Most of the Indonesians were Muslims, but they weren’t frightening Muslims. Some of the ladies wore the headgear that Muslim women often wear, but others didn’t. One of them, an economics teacher named Indri Hermawaty said that some choose not to dress that way and, in Indonesia, they are free to make that choice.
They were a very nice group of folks and I enjoyed talking with them. I’ve not met many people from that country, so I was happy for the opportunity. I think it’s good to get to know people from other cultures and learn about their part of the world.
This, by the way, is not an endorsement for President Barack Obama’s kumbayah approach to diplomacy. The United States can negotiate with a country like Indonesia because that country’s leaders are reasonable people. Indonesia is the world’s third largest democracy and, earlier this month, held its second free, fair election in a row. We can reach out to Indonesia with the open hand of diplomatic friendship because that country will respond in kind.
This doesn’t mean that we will always agree. When Secretary of State Hilary Clinton recently visited India, the world’s largest democracy, India politely declined her offer to jump on her global warming band wagon. India’s government isn’t willing to stifle its economic growth.
Unfortunately, not all the nations of the world are like Indonesia. There are many countries that do not have free and fair elections and do not have leaders who are reasonable. Iran is run by extremists who send out goon squads to beat their citizens if those citizens dare protest any government action. North Korea’s government seems to consist of a bunch of thugs headed by a wacko.

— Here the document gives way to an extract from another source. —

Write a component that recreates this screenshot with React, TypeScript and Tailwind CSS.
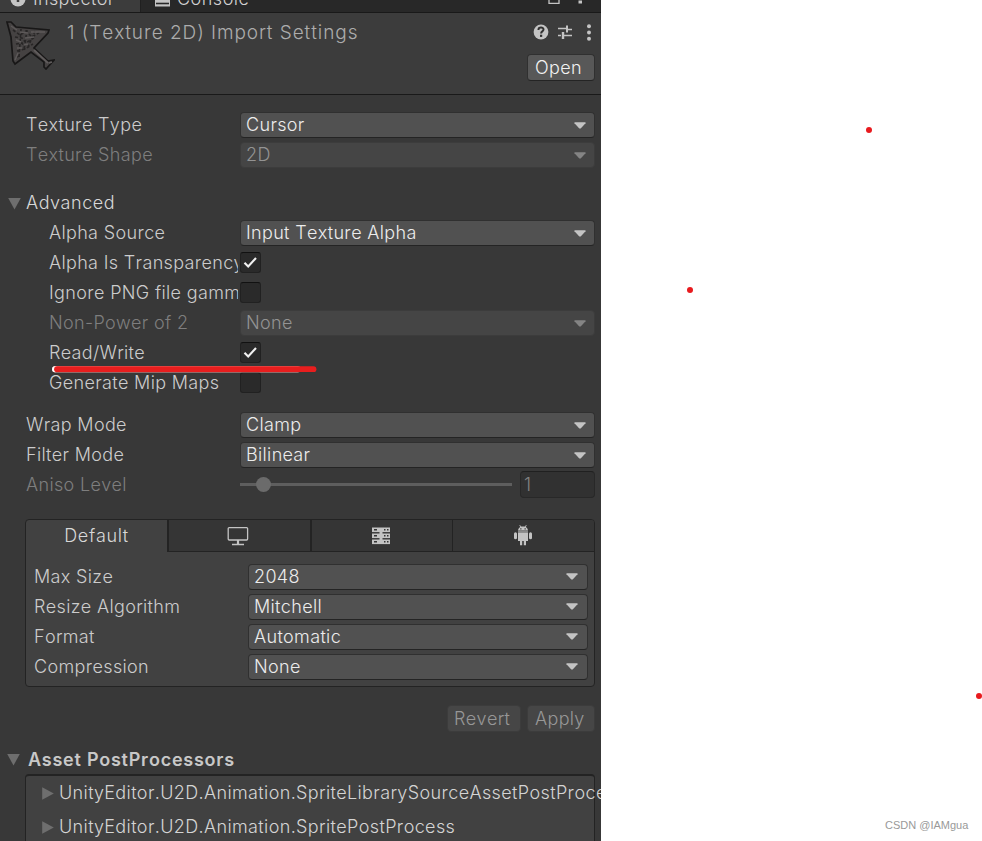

Reaching out to these countries with the open hand of diplomatic friendship is like trying to pet an angry pit bull. Do that and you’ll be lucky if you’re able to draw that hand back with all five fingers still attached.
I hope, at some point, President Obama can come up with a realistic foreign policy. This will be a foreign policy that avoids extremes when dealing with countries such as Iran and North Korea. On the one hand, we need to avoid the extreme of recklessly charging in with guns blazing. On the other hand, we need to avoid the extreme of thinking that we can all just be friends. Some countries have leaders who don’t want to be friends. They have their own agendas. These agendas may include dominating their neighbors and helping people who hate us.
I’m not optimistic. His administration seems intent on attempting to open negotiations with Iran’s Mahmoud Ahmandinejad even though Iranians are protesting his “election” at the risk of getting their heads busted. He has yet to indicate that he has a clue about how to approach North Korea and he’s actually helping Venezuela’s Hugo Chávez put his buddy Manuel Zelayo back in power in Honduras.
So far, President Obama’s foreign policy is more like Jimmy Carter’s than Ronald Reagan’s. While an inept foreign policy could help Republicans retire him in 2012, woe to us if President Obama, like President Carter, is never able to come to his senses.